— Short exercise —
Wherever the string "index" occurs in a line of these records, report that line.

--- Start of Dataset records ---

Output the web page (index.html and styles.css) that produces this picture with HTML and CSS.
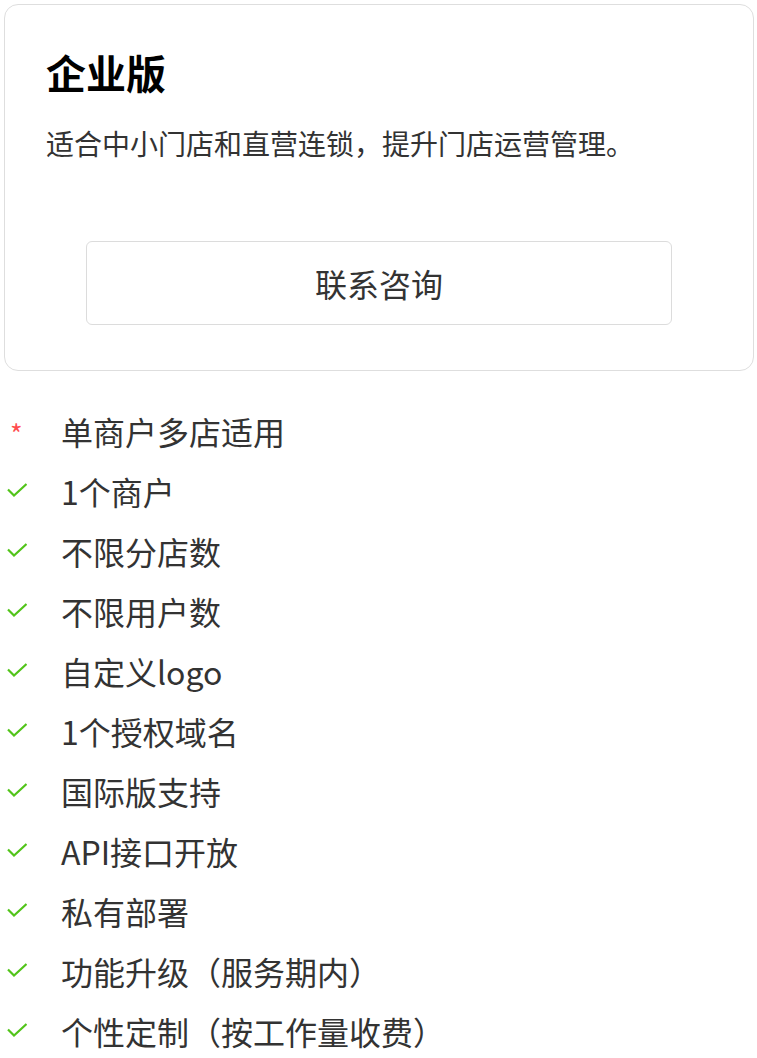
FILE: index.html
```html
<!DOCTYPE html>
<html lang="zh-CN">
<head>
<meta charset="utf-8">
<title>企业版</title>
<link rel="stylesheet" href="styles.css">
</head>
<body>
<div class="card">
  <h2 class="card-title">企业版</h2>
  <p class="card-desc">适合中小门店和直营连锁，提升门店运营管理。</p>
  <button class="card-btn" type="button">联系咨询</button>
</div>
<ul class="features">
  <li class="feature"><span class="mark"><span class="star">*</span></span><span class="label">单商户多店适用</span></li>
  <li class="feature"><span class="mark"><svg class="check" viewBox="0 0 20 14"><path d="M1 6.5 L7 12.5 L19.5 1" fill="none" stroke="#52c41a" stroke-width="2.2"/></svg></span><span class="label">1个商户</span></li>
  <li class="feature"><span class="mark"><svg class="check" viewBox="0 0 20 14"><path d="M1 6.5 L7 12.5 L19.5 1" fill="none" stroke="#52c41a" stroke-width="2.2"/></svg></span><span class="label">不限分店数</span></li>
  <li class="feature"><span class="mark"><svg class="check" viewBox="0 0 20 14"><path d="M1 6.5 L7 12.5 L19.5 1" fill="none" stroke="#52c41a" stroke-width="2.2"/></svg></span><span class="label">不限用户数</span></li>
  <li class="feature"><span class="mark"><svg class="check" viewBox="0 0 20 14"><path d="M1 6.5 L7 12.5 L19.5 1" fill="none" stroke="#52c41a" stroke-width="2.2"/></svg></span><span class="label">自定义logo</span></li>
  <li class="feature"><span class="mark"><svg class="check" viewBox="0 0 20 14"><path d="M1 6.5 L7 12.5 L19.5 1" fill="none" stroke="#52c41a" stroke-width="2.2"/></svg></span><span class="label">1个授权域名</span></li>
  <li class="feature"><span class="mark"><svg class="check" viewBox="0 0 20 14"><path d="M1 6.5 L7 12.5 L19.5 1" fill="none" stroke="#52c41a" stroke-width="2.2"/></svg></span><span class="label">国际版支持</span></li>
  <li class="feature"><span class="mark"><svg class="check" viewBox="0 0 20 14"><path d="M1 6.5 L7 12.5 L19.5 1" fill="none" stroke="#52c41a" stroke-width="2.2"/></svg></span><span class="label">API接口开放</span></li>
  <li class="feature"><span class="mark"><svg class="check" viewBox="0 0 20 14"><path d="M1 6.5 L7 12.5 L19.5 1" fill="none" stroke="#52c41a" stroke-width="2.2"/></svg></span><span class="label">私有部署</span></li>
  <li class="feature"><span class="mark"><svg class="check" viewBox="0 0 20 14"><path d="M1 6.5 L7 12.5 L19.5 1" fill="none" stroke="#52c41a" stroke-width="2.2"/></svg></span><span class="label">功能升级（服务期内）</span></li>
  <li class="feature"><span class="mark"><svg class="check" viewBox="0 0 20 14"><path d="M1 6.5 L7 12.5 L19.5 1" fill="none" stroke="#52c41a" stroke-width="2.2"/></svg></span><span class="label">个性定制（按工作量收费）</span></li>
</ul>
</body>
</html>
```

FILE: styles.css
```css
* {
  box-sizing: border-box;
}

body {
  margin: 0;
  background: #fff;
  color: #333;
  font-family: "Noto Sans CJK SC", "Noto Sans", sans-serif;
}

.card {
  margin: 4px 3px 0 4px;
  border: 1px solid #dedede;
  border-radius: 14px;
  padding: 47px 41px 45px 41px;
  display: flex;
  flex-direction: column;
}

.card-title {
  margin: 0;
  font-size: 40px;
  line-height: 1;
  font-weight: 700;
  color: #000;
}

.card-desc {
  margin: 37px 0 0 0;
  font-size: 28px;
  line-height: 1;
  color: #333;
}

.card-btn {
  margin: 84px 40px 0 40px;
  height: 84px;
  border: 1px solid #dcdcdc;
  border-radius: 6px;
  background: #fff;
  font-family: inherit;
  font-size: 32px;
  color: #333;
  padding: 0;
}

.features {
  list-style: none;
  margin: 30px 0 0 0;
  padding: 0;
}

.feature {
  display: flex;
  align-items: center;
  height: 60px;
  font-size: 32px;
  line-height: 60px;
}

.mark {
  width: 61px;
  flex: none;
  display: flex;
  align-items: center;
  padding-left: 7px;
}

.check {
  width: 20px;
  height: 14px;
  display: block;
  margin-bottom: 3px;
}

.star {
  display: block;
  color: #ff4d4f;
  font-size: 27px;
  line-height: 26px;
  margin-left: 3px;
  margin-top: 6px;
}

.label {
  color: #333;
}
```
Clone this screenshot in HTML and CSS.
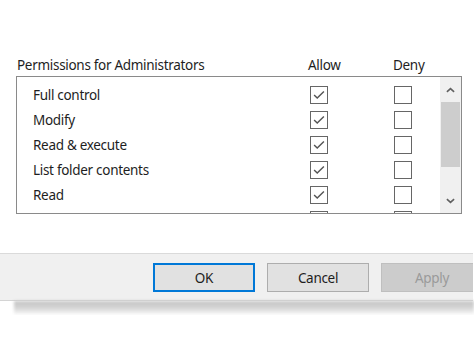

--- End of Dataset records ---

— Written answer —
Output the web page (index.html and styles.css) that produces this picture with HTML and CSS.
FILE: index.html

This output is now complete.